= Iowa City Public Library =

Library

The Iowa City Public Library (ICPL) was established in 1896 to serve the people of Iowa City, Iowa, United States. Currently located in a new facility at the intersection of college and Linn Streets on the downtown pedestrian mall, ICPL serves a population of 69,000 residents of Iowa City, and through contract, residents of unincorporated Johnson County, University Heights and Hills. ICPL has approximately 67,000 cardholders.

== History ==
The idea to establish a library, to provide a room for reading and games for the local young people, came about in 1896, when Iowa City had already existed for fifty-seven years. At this time, there were approximately 7,500 residents and 1300 students attending the University of Iowa. When the library first opened its doors on January 21, 1897, it contained 1,300 books and twenty magazines and newspapers. It was located at 211 Iowa Avenue, and took up two rooms above a steam laundry.

Over the years, the library moved or modified its location five times: in 1901, to 212 East College Street; in 1904, to a Carnegie library at 212 South Linn Street; in 1963, when an addition was added to the Carnegie library; and in 1981, to 123 South Linn Street. On June 12, 2004, the library opened the doors of its new facility, built at the same location but nearly double the size of the previous building. The new library was designed by Engberg Anderson Design Partnership, located in Milwaukee, Wisconsin, and built by Knutson Construction. It covers 81276 sqft on two floors in a building that also contains rental space.

== Collections, services and staff ==
ICPL maintains a popular collection that spans the entire range of the Dewey Decimal Classification system. The library holds roughly 175,000 circulating print books, 36,000 non-print items, 6,700 reference materials (print and electronic) and 520 newspapers and periodicals. Fiction and nonfiction items are held in many formats besides print, including downloadable eBooks, eAudiobooks, CD and DVD. Popular areas of the collection include children's items, new fiction and mysteries, the movie and TV collection, video games, biographical materials, the Art-to-Go prints, and gardening, cooking and travel books and videos.

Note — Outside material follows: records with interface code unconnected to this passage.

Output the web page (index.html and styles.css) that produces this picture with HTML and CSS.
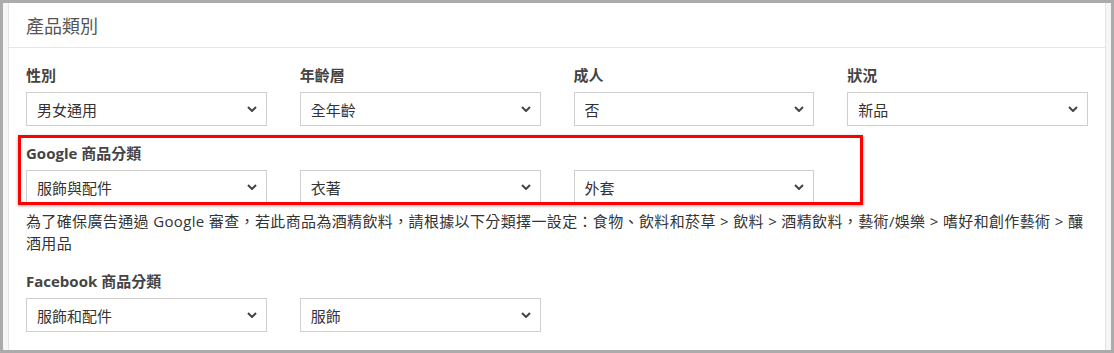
FILE: index.html
```html
<!DOCTYPE html>
<html lang="zh-Hant">
<head>
<meta charset="utf-8">
<title>產品類別</title>
<link rel="stylesheet" href="styles.css">
</head>
<body>
<div class="frame">
  <div class="card">
    <div class="card-header">產品類別</div>
    <div class="card-body">
      <div class="grid">
        <div class="field">
          <div class="label">性別</div>
          <div class="select"><span>男女通用</span><svg class="chev" viewBox="0 0 10 6"><path d="M1 1 L5 5 L9 1"/></svg></div>
        </div>
        <div class="field">
          <div class="label">年齡層</div>
          <div class="select"><span>全年齡</span><svg class="chev" viewBox="0 0 10 6"><path d="M1 1 L5 5 L9 1"/></svg></div>
        </div>
        <div class="field">
          <div class="label">成人</div>
          <div class="select"><span>否</span><svg class="chev" viewBox="0 0 10 6"><path d="M1 1 L5 5 L9 1"/></svg></div>
        </div>
        <div class="field">
          <div class="label">狀況</div>
          <div class="select"><span>新品</span><svg class="chev" viewBox="0 0 10 6"><path d="M1 1 L5 5 L9 1"/></svg></div>
        </div>
      </div>

      <div class="group google">
        <div class="highlight"></div>
        <div class="label">Google 商品分類</div>
        <div class="grid">
          <div class="select"><span>服飾與配件</span><svg class="chev" viewBox="0 0 10 6"><path d="M1 1 L5 5 L9 1"/></svg></div>
          <div class="select"><span>衣著</span><svg class="chev" viewBox="0 0 10 6"><path d="M1 1 L5 5 L9 1"/></svg></div>
          <div class="select"><span>外套</span><svg class="chev" viewBox="0 0 10 6"><path d="M1 1 L5 5 L9 1"/></svg></div>
        </div>
        <p class="help">為了確保廣告通過 Google 審查，若此商品為酒精飲料，請根據以下分類擇一設定：食物、飲料和菸草 &gt; 飲料 &gt; 酒精飲料，藝術/娛樂 &gt; 嗜好和創作藝術 &gt; 釀酒用品</p>
      </div>

      <div class="group">
        <div class="label">Facebook 商品分類</div>
        <div class="grid">
          <div class="select"><span>服飾和配件</span><svg class="chev" viewBox="0 0 10 6"><path d="M1 1 L5 5 L9 1"/></svg></div>
          <div class="select"><span>服飾</span><svg class="chev" viewBox="0 0 10 6"><path d="M1 1 L5 5 L9 1"/></svg></div>
        </div>
      </div>
    </div>
  </div>
</div>
</body>
</html>
```

FILE: styles.css
```css
html, body {
  margin: 0;
  padding: 0;
}
body {
  font-family: "Open Sans", "Noto Sans CJK TC", sans-serif;
  color: #333;
  background: #fff;
}
.frame {
  box-sizing: border-box;
  width: 1114px;
  height: 353px;
  border: 3px solid #ababab;
  background: #f6f6f6;
  padding: 0 5px;
  overflow: hidden;
}
.card {
  background: #fff;
  border: 1px solid #e4e4e4;
  border-top: none;
  height: 400px;
}
.card-header {
  height: 45px;
  box-sizing: border-box;
  padding: 0 17px;
  display: flex;
  align-items: center;
  font-size: 18px;
  color: #555;
  border-bottom: 1px solid #e6e6e6;
}
.card-body {
  padding: 17px 17px 0;
}
.grid {
  display: grid;
  grid-template-columns: repeat(4, 1fr);
  column-gap: 33px;
}
.label {
  font-size: 15px;
  line-height: 20px;
  font-weight: 700;
  color: #444;
  margin-bottom: 7px;
}
.select {
  box-sizing: border-box;
  height: 34px;
  border: 1px solid #cfcfcf;
  background: #fff;
  display: flex;
  align-items: center;
  justify-content: space-between;
  padding: 0 9px 0 10px;
  font-size: 15px;
  color: #333;
}
.chev {
  width: 10px;
  height: 6px;
  fill: none;
  stroke: #444;
  stroke-width: 2;
}
.group {
  position: relative;
  margin-top: 17px;
}
.highlight {
  position: absolute;
  left: -8px;
  top: -8px;
  width: 845px;
  height: 70px;
  box-sizing: border-box;
  border: 3px solid #ff0000;
  box-shadow: 0 1px 3px rgba(0, 0, 0, 0.35);
  pointer-events: none;
  z-index: 2;
}
.help {
  margin: 6px 0 0;
  font-size: 15px;
  line-height: 22px;
  letter-spacing: 0.36px;
  color: #333;
}
```
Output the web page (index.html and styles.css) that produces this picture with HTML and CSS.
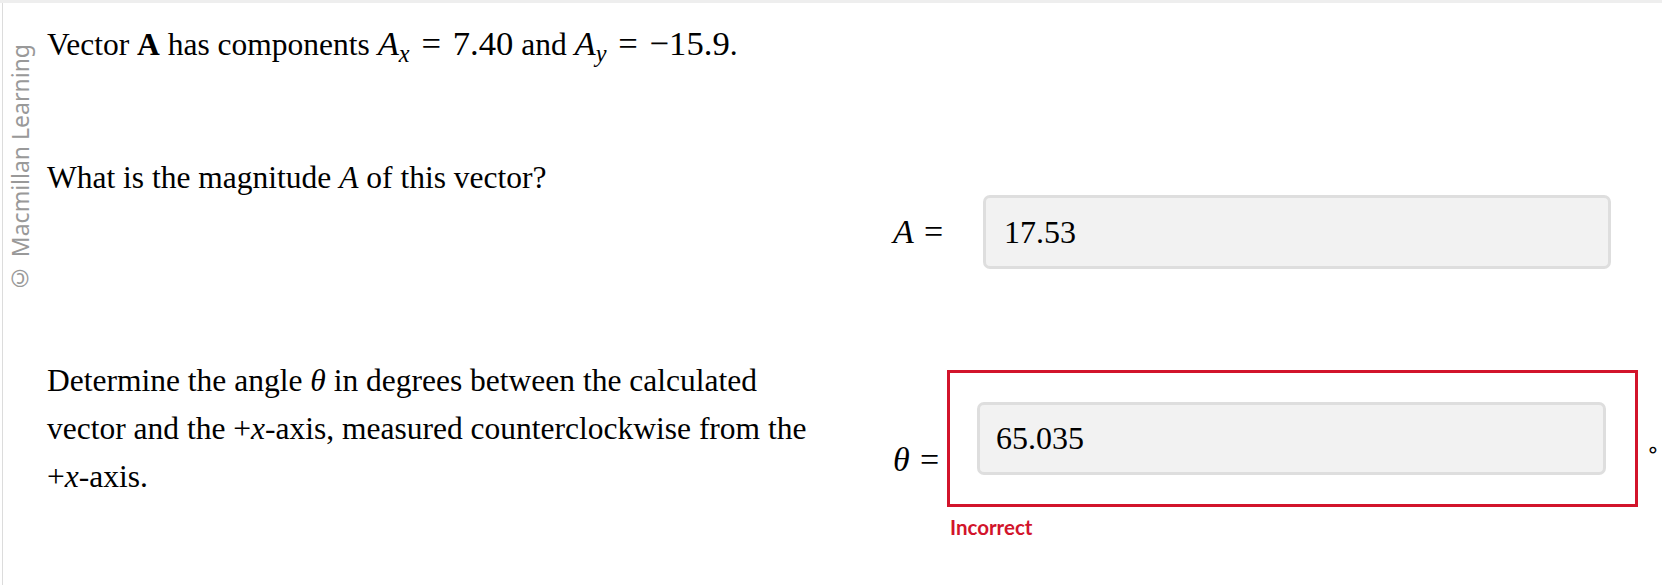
FILE: index.html
```html
<!DOCTYPE html>
<html lang="en">
<head>
<meta charset="utf-8">
<title>Vector components</title>
<link rel="stylesheet" href="styles.css">
</head>
<body>
<div class="page">
  <div class="frame">
    <aside class="brand"><span class="brand-text">© Macmillan Learning</span></aside>
    <main class="content">
      <p class="intro">Vector <b>A</b> has components <span class="math"><i>A</i><sub>x</sub><span class="rel">=</span>7.40</span> and <span class="math"><i>A</i><sub>y</sub><span class="rel">=</span>−15.9</span>.</p>
      <section class="part part-a">
        <p class="prompt">What is the magnitude <i>A</i> of this vector?</p>
        <div class="answer answer-a">
          <span class="label"><i>A</i><span class="rel">=</span></span>
          <div class="field">17.53</div>
        </div>
      </section>
      <section class="part part-theta">
        <p class="prompt">Determine the angle <i>θ</i> in degrees between the calculated vector and the +<i>x</i>-axis, measured counterclockwise from the +<i>x</i>-axis.</p>
        <div class="answer answer-theta">
          <span class="label"><i>θ</i><span class="rel">=</span></span>
          <div class="feedback">
            <div class="incorrect-box"><div class="field">65.035</div></div>
            <div class="msg">Incorrect</div>
          </div>
          <span class="unit">∘</span>
        </div>
      </section>
    </main>
  </div>
</div>
</body>
</html>
```
FILE: styles.css
```css
html, body {
  margin: 0;
  background: #ffffff;
}
body {
  font-family: "Liberation Serif", "Times New Roman", serif;
  color: #000;
}
.page {
  border-top: 3px solid #eeeeee;
  padding-left: 2px;
  height: 585px;
  box-sizing: border-box;
}
.frame {
  display: flex;
  border-left: 1px solid #dcdcdc;
  height: 100%;
}
.brand {
  flex: none;
  width: 44px;
  padding-top: 41px;
}
.brand-text {
  display: block;
  writing-mode: vertical-rl;
  transform: rotate(180deg);
  font-family: "Noto Sans", "Open Sans", sans-serif;
  font-size: 23px;
  line-height: 24px;
  color: #999999;
  margin-left: 5px;
  white-space: nowrap;
}
.content {
  flex: 1;
  padding-top: 18px;
  font-size: 31.5px;
}
p {
  margin: 0;
  line-height: 48px;
}
.math {
  font-size: 110%;
  line-height: 1;
}
sub {
  font-size: 70%;
  font-style: italic;
  vertical-align: -0.28em;
  line-height: 0;
}
.rel {
  margin: 0 0.34em;
}
.part {
  display: grid;
  grid-template-columns: 846px auto;
  align-items: start;
}
.part-a {
  margin-top: 85px;
}
.part-theta {
  margin-top: 88px;
}
.prompt {
  max-width: 780px;
}
.answer {
  display: flex;
  align-items: center;
}
.label {
  flex: none;
  white-space: nowrap;
  line-height: 1;
  font-size: 34px;
}
.label .rel {
  margin: 0 0 0 0.3em;
}
.answer-a {
  margin-top: 41px;
}
.answer-a .label {
  width: 90px;
}
.answer-theta {
  margin-top: 13px;
}
.answer-theta .label {
  width: 54px;
  margin-top: 10px;
}
.field {
  box-sizing: border-box;
  width: 628px;
  height: 74px;
  border: 3px solid #dedede;
  border-radius: 7px;
  background: #f2f2f2;
  display: flex;
  align-items: center;
  padding-left: 18px;
  font-size: 32px;
}
.incorrect-box {
  border: 3px solid #d2142b;
  padding: 29px 29px 29px 27px;
}
.incorrect-box .field {
  width: 629px;
  height: 73px;
  padding-left: 16px;
}
.msg {
  margin-top: 7px;
  padding-left: 3px;
  font-family: "Lato", sans-serif;
  font-weight: 700;
  font-size: 20.5px;
  line-height: 26px;
  color: #d2142b;
}
.unit {
  margin-left: 8px;
  margin-top: -10px;
  font-family: "DejaVu Sans", sans-serif;
  font-size: 22px;
  line-height: 1;
}
```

In addition to the items in the collection, the library offers many other services to its patrons: various types of audiovisual equipment can be checked out, there are five meeting rooms that can be booked by the public, study space for young adults and general-use study rooms, a large children's room with computers and story time area, forty-two internet/database computers, free wireless Internet throughout the building, Channel 20 (ICPL's local public-access television cable TV channel that shows recorded programming), and a wide variety of programming for adults and children. Outside of the library's downtown location, it provides and maintains eighteen outreach collections at various community, youth and senior centers in the area.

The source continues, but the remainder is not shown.